La gastronomía de un país es reflejo de su historia, su cultura y, por ende, de su identidad.

Panamá se encuentra en un momento en el que su propuesta gastronómica se va haciendo cada vez más sólida, va adquiriendo más fuerza y su presencia internacional cada vez es mayor. Quedaron atrás aquellos años en los que si querías disfrutar platos típicos de la gastronomía panameña eran contados los restaurantes en la ciudad a los que podías acudir y, en algunos de ellos, uno se sentía como turista.

Actualmente no hace falta dar tantas vueltas pues los chefs y restauranteros locales han tomado conciencia de las riquezas de la gastronomía panameña e incluyen sabores autóctonos panameños bien en platos tradicionales bien en reinterpretaciones o en adaptaciones.

Y esta orientación conceptual colectivizada, tal vez espontánea, tal vez dirigida, no sólo enriquece al comensal que disfruta los platos sino que favorece a los productores locales que suministran sus productos a los restaurantes.

Desde productores de carnes, vegetales, frutas, pescadores, lecheros, productores de quesos artesanales, de mermeladas y salsas, microhierbas y flores comestibles, raspadura, licores… Sin olvidar a esos artesanos que fabrican platos, canastas, cucharones, bateas, totumas… que forman parte de la ambientación y presentación de los platos.

Contamos en la ciudad con chefs que incorporan en las partes traseras de sus restaurantes pequeños huertos desde los que se autoabastecen y hacen sus pruebas sacando germinados y microhierbas con un toque diferente. Chefs que se forman e informan sobre las temporadas de vedas y las especies en peligro, que optan por especies menos comerciales para permitir el desarrollo de las más demandadas.

Esto, que pareciera sucedió de forma casi instintiva, supuso aplicar a nuestras cocinas conceptos como producto de proximidad, consumo de productos locales, gastronomía sostenible, pero también el rescate de ciertos ingredientes cuyo consumo ha ido quedando limitado a comunidades un tanto aisladas o que por considerarse en algún momento poco glamorosos vieron disminuida su demanda.
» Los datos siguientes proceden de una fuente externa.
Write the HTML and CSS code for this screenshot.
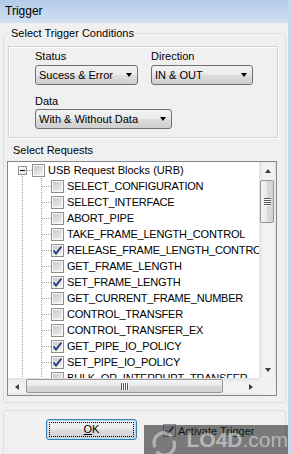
FILE: index.html
```html
<!DOCTYPE html>
<html lang="en">
<head>
    <meta charset="UTF-8">
    <meta name="viewport" content="width=device-width, initial-scale=1.0">
    <title>Trigger</title>
    <link rel="stylesheet" href="styles.css">
</head>
<body>
    <div class="window">
        <div class="titlebar">Trigger</div>

        <fieldset class="group">
            <legend>Select Trigger Conditions</legend>
            <div class="panel">
                <div class="field">
                    <span class="field-label">Status</span>
                    <div class="combo">Sucess &amp; Error<span class="drop"></span></div>
                </div>
                <div class="field">
                    <span class="field-label">Direction</span>
                    <div class="combo">IN &amp; OUT<span class="drop"></span></div>
                </div>
                <div class="field wide">
                    <span class="field-label">Data</span>
                    <div class="combo">With &amp; Without Data<span class="drop"></span></div>
                </div>
            </div>

            <div class="section-label">Select Requests</div>
            <div class="tree">
                <div class="tree-list">
                    <div class="node root"><span class="expander"></span><span class="cb"></span>USB Request Blocks (URB)</div>
                    <div class="node"><span class="cb"></span>SELECT_CONFIGURATION</div>
                    <div class="node"><span class="cb"></span>SELECT_INTERFACE</div>
                    <div class="node"><span class="cb"></span>ABORT_PIPE</div>
                    <div class="node"><span class="cb"></span>TAKE_FRAME_LENGTH_CONTROL</div>
                    <div class="node"><span class="cb"><svg viewBox="0 0 11 11"><path d="M1.5 5.5 L4 8.5 L9.5 1.5"/></svg></span>RELEASE_FRAME_LENGTH_CONTROL</div>
                    <div class="node"><span class="cb"></span>GET_FRAME_LENGTH</div>
                    <div class="node"><span class="cb"><svg viewBox="0 0 11 11"><path d="M1.5 5.5 L4 8.5 L9.5 1.5"/></svg></span>SET_FRAME_LENGTH</div>
                    <div class="node"><span class="cb"></span>GET_CURRENT_FRAME_NUMBER</div>
                    <div class="node"><span class="cb"></span>CONTROL_TRANSFER</div>
                    <div class="node"><span class="cb"></span>CONTROL_TRANSFER_EX</div>
                    <div class="node"><span class="cb"><svg viewBox="0 0 11 11"><path d="M1.5 5.5 L4 8.5 L9.5 1.5"/></svg></span>GET_PIPE_IO_POLICY</div>
                    <div class="node"><span class="cb"><svg viewBox="0 0 11 11"><path d="M1.5 5.5 L4 8.5 L9.5 1.5"/></svg></span>SET_PIPE_IO_POLICY</div>
                    <div class="node"><span class="cb"></span>BULK_OR_INTERRUPT_TRANSFER</div>
                </div>
                <div class="vscroll">
                    <div class="arrow"><span class="tri up"></span></div>
                    <div class="thumb vthumb"><span class="grip-h"></span></div>
                    <div class="fill"></div>
                    <div class="arrow"><span class="tri down"></span></div>
                </div>
                <div class="hscroll">
                    <div class="arrow"><span class="tri left"></span></div>
                    <div class="thumb hthumb"><span class="grip-v"></span></div>
                    <div class="fill"></div>
                    <div class="arrow"><span class="tri right"></span></div>
                </div>
                <div class="corner"></div>
            </div>
        </fieldset>

        <div class="footer">
            <button class="btn"><span class="focus"><u>O</u>K</span></button>
            <label class="check-label"><span class="cb"><svg viewBox="0 0 11 11"><path d="M1.5 5.5 L4 8.5 L9.5 1.5"/></svg></span>Activate Trigger</label>
        </div>

        <div class="watermark">
            <svg class="wm-logo" viewBox="0 0 34 34"><path d="M6 21 A12 12 0 0 1 26 8"/><path d="M28 13 A12 12 0 0 1 8 26"/></svg>
            <span class="wm-text">LO4D<span class="wm-com">.com</span></span>
        </div>
    </div>
</body>
</html>
```

FILE: styles.css
```css
* {
    box-sizing: border-box;
}
body {
    margin: 0;
    font-family: "Liberation Sans", Arial, sans-serif;
    font-size: 11px;
    color: #000;
}
.window {
    position: relative;
    width: 291px;
    height: 454px;
    overflow: hidden;
    background: #f0f0f0;
    border-right: 3px solid #c4d7ed;
}
.titlebar {
    height: 23px;
    line-height: 22px;
    margin-right: -3px;
    padding-left: 5px;
    font-size: 12px;
    background: linear-gradient(#b3cbe8, #d2e1f2);
}

/* group box */
.group {
    margin: 4px 2px 0 3px;
    padding: 0 7px 6px 4px;
    border: 1px solid #d5dfe5;
    border-radius: 3px;
    min-width: 0;
}
.group legend {
    padding: 0 2px;
    margin-left: 1px;
    line-height: 13px;
}
.panel {
    margin-top: 6px;
    padding: 0 0 8px 26px;
    border: 1px solid #d3d3d3;
    box-shadow: inset 1px 1px 0 #fff, 1px 1px 0 #fff;
    display: grid;
    grid-template-columns: 103px 102px;
    column-gap: 13px;
}
.field-label {
    display: block;
    height: 13px;
    line-height: 13px;
    margin-top: 3px;
}
.field .combo {
    margin-top: 2px;
}
.field.wide {
    grid-column: 1 / span 2;
}
.field.wide .field-label {
    margin-top: 10px;
}
.field.wide .combo {
    margin-top: 1px;
    width: 137px;
}
.combo {
    height: 20px;
    display: flex;
    align-items: center;
    justify-content: space-between;
    padding: 0 5px 0 3px;
    border: 1px solid #707070;
    border-radius: 3px;
    background: linear-gradient(#f2f2f2, #ebebeb 48%, #dddddd 52%, #cfcfcf);
    white-space: nowrap;
}
.drop {
    width: 0;
    height: 0;
    border-left: 3.5px solid transparent;
    border-right: 3.5px solid transparent;
    border-top: 4px solid #000;
}
.section-label {
    margin-top: 6px;
    padding-left: 5px;
    line-height: 13px;
}

/* tree view */
.tree {
    margin: 4px 1px 0 -1px;
    height: 235px;
    border: 1px solid #828790;
    background: #fff;
    display: grid;
    grid-template-columns: 1fr 17px;
    grid-template-rows: 1fr 17px;
}
.tree-list {
    overflow: hidden;
    min-width: 0;
    white-space: nowrap;
}
.node {
    height: 16px;
    display: flex;
    align-items: center;
    padding-left: 43px;
    letter-spacing: -0.2px;
    background-image:
        repeating-linear-gradient(#a0a0a0 0 1px, transparent 1px 2px),
        repeating-linear-gradient(#a0a0a0 0 1px, transparent 1px 2px),
        repeating-linear-gradient(to right, #a0a0a0 0 1px, transparent 1px 2px);
    background-size: 1px 16px, 1px 16px, 9px 1px;
    background-position: 14px 0, 33px 0, 34px 8px;
    background-repeat: no-repeat;
}
.node.root {
    padding-left: 0;
    letter-spacing: 0;
    background-image:
        repeating-linear-gradient(#a0a0a0 0 1px, transparent 1px 2px),
        repeating-linear-gradient(to right, #a0a0a0 0 1px, transparent 1px 2px);
    background-size: 1px 4px, 5px 1px;
    background-position: 14px 12px, 19px 8px;
}
.expander {
    width: 9px;
    height: 9px;
    margin: 0 5px 0 10px;
    border: 1px solid #919191;
    background: linear-gradient(#000, #000) center / 5px 1px no-repeat, linear-gradient(135deg, #fff, #e2e2e2);
}
.cb {
    flex: none;
    width: 13px;
    height: 13px;
    margin-right: 3px;
    padding: 1px;
    border: 1px solid #8e8f8f;
    background: linear-gradient(135deg, #c4c7cc, #f3f3f3) content-box, #fafafa;
}
.cb svg {
    display: block;
    width: 11px;
    height: 11px;
    margin: -1px;
    fill: none;
    stroke: #22367a;
    stroke-width: 1.8;
}

/* scrollbars */
.vscroll {
    display: flex;
    flex-direction: column;
    background: linear-gradient(to right, #e1e1e1, #f1f1f1 25%, #f3f3f3 75%, #e7e7e7);
}
.hscroll {
    display: flex;
    background: linear-gradient(#e1e1e1, #f1f1f1 25%, #f3f3f3 75%, #e7e7e7);
}
.corner {
    background: #f0f0f0;
}
.arrow {
    flex: none;
    width: 17px;
    height: 17px;
    display: flex;
    align-items: center;
    justify-content: center;
}
.fill {
    flex: 1;
}
.thumb {
    display: flex;
    align-items: center;
    justify-content: center;
    border: 1px solid #979797;
    border-radius: 2px;
}
.vthumb {
    height: 43px;
    margin: 1px 2px 0 1px;
    background: linear-gradient(to right, #f4f4f4, #e9e9e9 48%, #d9d9d9 52%, #d2d2d2);
}
.hthumb {
    width: 197px;
    margin: 1px 0 2px 1px;
    background: linear-gradient(#f4f4f4, #e9e9e9 48%, #d9d9d9 52%, #d2d2d2);
}
.grip-h {
    width: 7px;
    height: 8px;
    background: repeating-linear-gradient(#5c5c5c 0 1px, #fafafa 1px 2px);
}
.grip-v {
    width: 8px;
    height: 7px;
    background: repeating-linear-gradient(to right, #5c5c5c 0 1px, #fafafa 1px 2px);
}
.tri {
    width: 0;
    height: 0;
}
.tri.up {
    border-left: 3.5px solid transparent;
    border-right: 3.5px solid transparent;
    border-bottom: 4px solid #3e3e3e;
}
.tri.down {
    border-left: 3.5px solid transparent;
    border-right: 3.5px solid transparent;
    border-top: 4px solid #3e3e3e;
}
.tri.left {
    border-top: 3.5px solid transparent;
    border-bottom: 3.5px solid transparent;
    border-right: 4px solid #3e3e3e;
}
.tri.right {
    border-top: 3.5px solid transparent;
    border-bottom: 3.5px solid transparent;
    border-left: 4px solid #3e3e3e;
}

/* bottom area */
.footer {
    margin: 7px 2px 0 3px;
    height: 60px;
    padding: 8px 0 0 42px;
    border: 1px solid #d5dfe5;
    border-radius: 3px;
    display: flex;
    align-items: flex-start;
}
.btn {
    width: 91px;
    height: 21px;
    padding: 2px;
    border: 1px solid #3c7fb1;
    border-radius: 3px;
    background: linear-gradient(#f2f2f2, #ebebeb 48%, #dddddd 52%, #cfcfcf);
    box-shadow: inset 0 0 0 1px #a9def6;
    font: inherit;
    color: #000;
}
.btn .focus {
    display: block;
    height: 100%;
    line-height: 13px;
    border: 1px dotted #000;
}
.check-label {
    display: flex;
    align-items: center;
    margin: 5px 0 0 26px;
}
.check-label .cb {
    margin-right: 2px;
}

/* site watermark laid over the picture */
.watermark {
    position: absolute;
    left: 144px;
    top: 425px;
    right: 0;
    bottom: 0;
    display: flex;
    align-items: center;
    padding-left: 6px;
    background: rgba(35, 35, 35, 0.58);
}
.wm-logo {
    width: 32px;
    height: 32px;
    margin-top: 8px;
    fill: none;
    stroke: rgba(235, 235, 235, 0.5);
    stroke-width: 4;
}
.wm-text {
    margin-left: 8px;
    font: bold 21px "Liberation Sans", Arial, sans-serif;
    color: rgba(225, 225, 225, 0.6);
}
.wm-com {
    font-weight: normal;
}
```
No deja de llamarme la atención la forma en que conceptos de restaurantes venidos de fuera que aterrizan en Panamá plantean pseudo-fusiones en sus platos manteniendo su esencia foránea con los productos protagonistas importados, servidas en elegantes y caras vajillas venidas de quién sabe donde y sazonados con culantro en sus diversas formas (cortado en chifonade, convertido en chimichurri, en mermelada…) como forma de panameñizar.

Y es que para hacer cocina panameña hay que conocer las raíces, las tradiciones, la historia, los productos, los sabores… dejarse emocionar por ellos, respetarlos y, entonces, hacer fusión, de la forma en que ya otros chefs extranjeros lo han hecho en Panamá y que cuando degustas sus platos ni siquiera piensas sobre la procedencia del chef.